● **TASK TO CARRY OUT**
Note how many lines include the word "this", and give that number by itself.

● **EXCERPTED DATA**

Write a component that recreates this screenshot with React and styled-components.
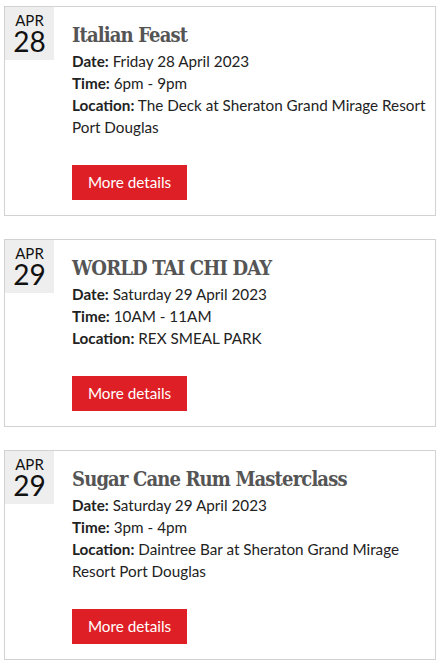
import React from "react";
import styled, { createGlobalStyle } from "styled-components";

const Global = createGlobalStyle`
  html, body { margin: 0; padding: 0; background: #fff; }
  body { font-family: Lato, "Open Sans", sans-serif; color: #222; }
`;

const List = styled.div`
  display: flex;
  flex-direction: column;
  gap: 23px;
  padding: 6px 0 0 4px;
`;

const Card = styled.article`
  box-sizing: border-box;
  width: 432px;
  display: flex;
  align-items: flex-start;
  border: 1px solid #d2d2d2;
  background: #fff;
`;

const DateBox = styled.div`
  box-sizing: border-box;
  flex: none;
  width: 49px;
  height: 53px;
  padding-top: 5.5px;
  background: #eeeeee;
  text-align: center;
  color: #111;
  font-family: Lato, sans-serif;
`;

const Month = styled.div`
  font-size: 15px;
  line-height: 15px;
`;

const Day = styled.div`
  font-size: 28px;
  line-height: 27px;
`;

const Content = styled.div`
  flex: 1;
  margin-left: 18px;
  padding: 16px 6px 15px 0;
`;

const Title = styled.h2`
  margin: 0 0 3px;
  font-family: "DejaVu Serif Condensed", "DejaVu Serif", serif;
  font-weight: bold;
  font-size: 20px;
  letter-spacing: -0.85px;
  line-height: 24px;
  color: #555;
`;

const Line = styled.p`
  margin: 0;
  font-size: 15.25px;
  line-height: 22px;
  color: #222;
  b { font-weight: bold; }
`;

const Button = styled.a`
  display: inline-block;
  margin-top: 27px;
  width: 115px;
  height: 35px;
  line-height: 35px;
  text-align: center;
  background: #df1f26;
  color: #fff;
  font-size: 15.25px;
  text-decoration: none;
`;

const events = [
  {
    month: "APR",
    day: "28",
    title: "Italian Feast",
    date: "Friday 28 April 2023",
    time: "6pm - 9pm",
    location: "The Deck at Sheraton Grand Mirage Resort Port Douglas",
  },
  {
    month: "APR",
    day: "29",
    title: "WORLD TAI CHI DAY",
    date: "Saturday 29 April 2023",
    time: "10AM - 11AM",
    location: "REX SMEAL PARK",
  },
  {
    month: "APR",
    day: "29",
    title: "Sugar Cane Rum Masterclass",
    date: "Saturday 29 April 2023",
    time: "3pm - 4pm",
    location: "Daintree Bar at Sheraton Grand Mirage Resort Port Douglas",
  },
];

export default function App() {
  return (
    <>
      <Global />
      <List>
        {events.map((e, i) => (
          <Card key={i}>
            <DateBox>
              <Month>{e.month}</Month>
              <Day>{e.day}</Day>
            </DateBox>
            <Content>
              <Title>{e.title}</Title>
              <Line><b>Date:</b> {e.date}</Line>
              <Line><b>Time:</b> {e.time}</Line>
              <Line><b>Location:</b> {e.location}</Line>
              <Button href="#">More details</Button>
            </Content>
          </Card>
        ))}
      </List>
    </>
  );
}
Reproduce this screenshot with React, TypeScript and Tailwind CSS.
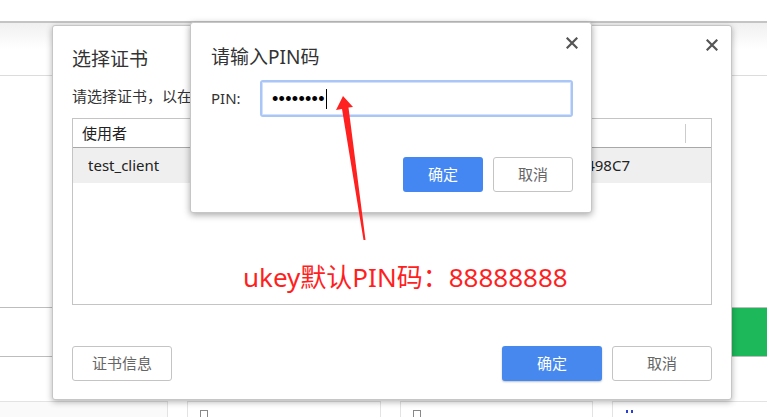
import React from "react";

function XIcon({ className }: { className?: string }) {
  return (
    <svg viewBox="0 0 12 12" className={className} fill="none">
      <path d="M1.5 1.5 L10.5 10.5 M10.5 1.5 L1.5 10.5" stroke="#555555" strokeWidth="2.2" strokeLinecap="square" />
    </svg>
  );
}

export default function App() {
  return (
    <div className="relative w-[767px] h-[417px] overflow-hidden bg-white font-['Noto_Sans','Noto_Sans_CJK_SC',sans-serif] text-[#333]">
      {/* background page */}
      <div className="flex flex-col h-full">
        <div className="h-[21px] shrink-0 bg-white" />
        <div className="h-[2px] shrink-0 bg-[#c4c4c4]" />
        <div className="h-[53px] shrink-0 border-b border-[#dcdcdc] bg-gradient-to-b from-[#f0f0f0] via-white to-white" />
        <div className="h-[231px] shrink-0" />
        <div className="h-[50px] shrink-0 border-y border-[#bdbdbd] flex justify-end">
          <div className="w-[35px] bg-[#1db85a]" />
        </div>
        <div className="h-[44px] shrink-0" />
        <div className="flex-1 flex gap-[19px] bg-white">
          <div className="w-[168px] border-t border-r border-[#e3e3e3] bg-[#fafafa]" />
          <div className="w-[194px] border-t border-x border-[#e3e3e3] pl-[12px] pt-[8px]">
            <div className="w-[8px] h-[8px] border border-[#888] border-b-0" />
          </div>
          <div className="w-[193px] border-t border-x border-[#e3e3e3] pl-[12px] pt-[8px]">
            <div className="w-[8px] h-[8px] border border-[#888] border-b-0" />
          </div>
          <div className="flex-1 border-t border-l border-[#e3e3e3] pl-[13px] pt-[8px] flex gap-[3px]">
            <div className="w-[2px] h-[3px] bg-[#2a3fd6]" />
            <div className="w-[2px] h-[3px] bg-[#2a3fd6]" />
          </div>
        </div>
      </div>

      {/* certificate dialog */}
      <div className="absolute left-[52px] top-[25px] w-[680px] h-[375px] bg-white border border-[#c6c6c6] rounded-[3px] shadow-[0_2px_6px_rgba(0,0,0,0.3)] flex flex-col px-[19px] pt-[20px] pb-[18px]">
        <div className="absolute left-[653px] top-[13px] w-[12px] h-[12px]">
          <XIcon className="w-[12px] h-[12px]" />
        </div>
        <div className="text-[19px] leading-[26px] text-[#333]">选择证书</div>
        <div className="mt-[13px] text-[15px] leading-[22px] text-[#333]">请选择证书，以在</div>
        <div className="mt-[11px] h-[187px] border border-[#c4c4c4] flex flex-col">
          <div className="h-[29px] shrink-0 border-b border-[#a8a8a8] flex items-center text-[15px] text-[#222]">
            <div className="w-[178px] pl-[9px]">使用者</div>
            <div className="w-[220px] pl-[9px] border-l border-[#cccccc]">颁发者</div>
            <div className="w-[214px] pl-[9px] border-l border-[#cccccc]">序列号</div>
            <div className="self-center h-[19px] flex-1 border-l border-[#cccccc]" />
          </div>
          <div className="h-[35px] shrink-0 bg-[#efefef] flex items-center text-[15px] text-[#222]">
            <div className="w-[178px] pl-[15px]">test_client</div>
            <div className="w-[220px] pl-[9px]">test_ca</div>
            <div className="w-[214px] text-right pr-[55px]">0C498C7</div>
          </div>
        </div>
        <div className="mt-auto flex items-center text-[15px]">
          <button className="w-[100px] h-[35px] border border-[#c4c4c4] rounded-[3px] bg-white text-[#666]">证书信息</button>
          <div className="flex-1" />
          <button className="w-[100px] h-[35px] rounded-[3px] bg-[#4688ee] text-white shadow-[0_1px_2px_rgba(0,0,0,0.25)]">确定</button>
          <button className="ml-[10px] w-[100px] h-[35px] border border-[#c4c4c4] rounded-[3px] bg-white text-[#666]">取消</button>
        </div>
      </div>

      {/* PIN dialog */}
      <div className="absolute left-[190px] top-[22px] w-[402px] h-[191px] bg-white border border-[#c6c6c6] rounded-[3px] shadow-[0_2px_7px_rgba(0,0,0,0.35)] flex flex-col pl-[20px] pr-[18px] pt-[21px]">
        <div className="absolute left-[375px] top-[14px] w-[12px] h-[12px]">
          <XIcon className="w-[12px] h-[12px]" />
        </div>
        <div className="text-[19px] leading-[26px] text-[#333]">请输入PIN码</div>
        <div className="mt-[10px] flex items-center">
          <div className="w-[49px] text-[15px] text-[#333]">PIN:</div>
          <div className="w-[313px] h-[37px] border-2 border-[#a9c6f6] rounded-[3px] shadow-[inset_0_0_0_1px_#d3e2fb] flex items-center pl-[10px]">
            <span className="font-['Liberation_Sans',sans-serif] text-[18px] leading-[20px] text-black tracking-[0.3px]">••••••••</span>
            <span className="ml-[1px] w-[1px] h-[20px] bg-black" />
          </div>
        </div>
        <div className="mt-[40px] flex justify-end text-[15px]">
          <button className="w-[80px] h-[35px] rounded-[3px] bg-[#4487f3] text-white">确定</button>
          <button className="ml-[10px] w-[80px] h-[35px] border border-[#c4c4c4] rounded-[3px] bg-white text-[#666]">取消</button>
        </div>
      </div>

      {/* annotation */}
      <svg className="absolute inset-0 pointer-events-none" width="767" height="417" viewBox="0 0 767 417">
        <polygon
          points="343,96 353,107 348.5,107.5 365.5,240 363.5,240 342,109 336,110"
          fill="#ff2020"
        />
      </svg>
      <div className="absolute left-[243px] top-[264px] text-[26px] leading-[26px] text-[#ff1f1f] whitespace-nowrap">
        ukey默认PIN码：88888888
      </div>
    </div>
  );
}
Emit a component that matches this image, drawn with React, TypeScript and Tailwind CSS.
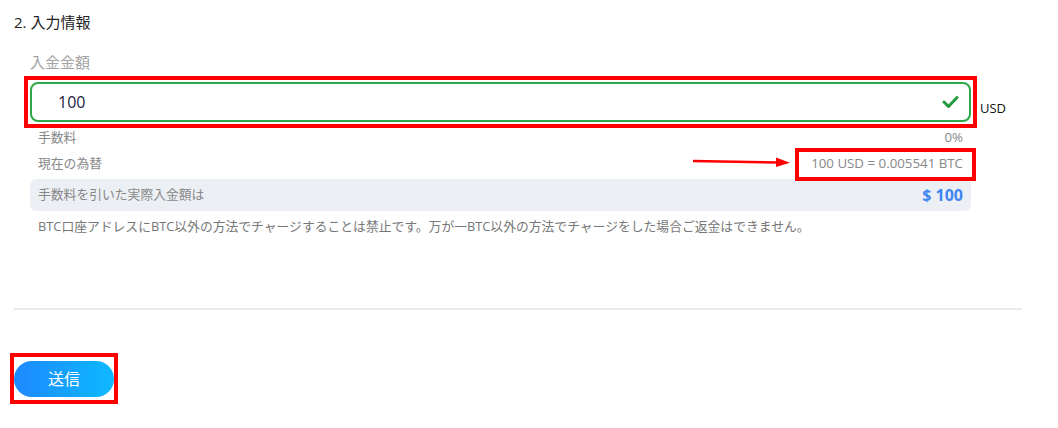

● **COMPLETE OUTPUT**
3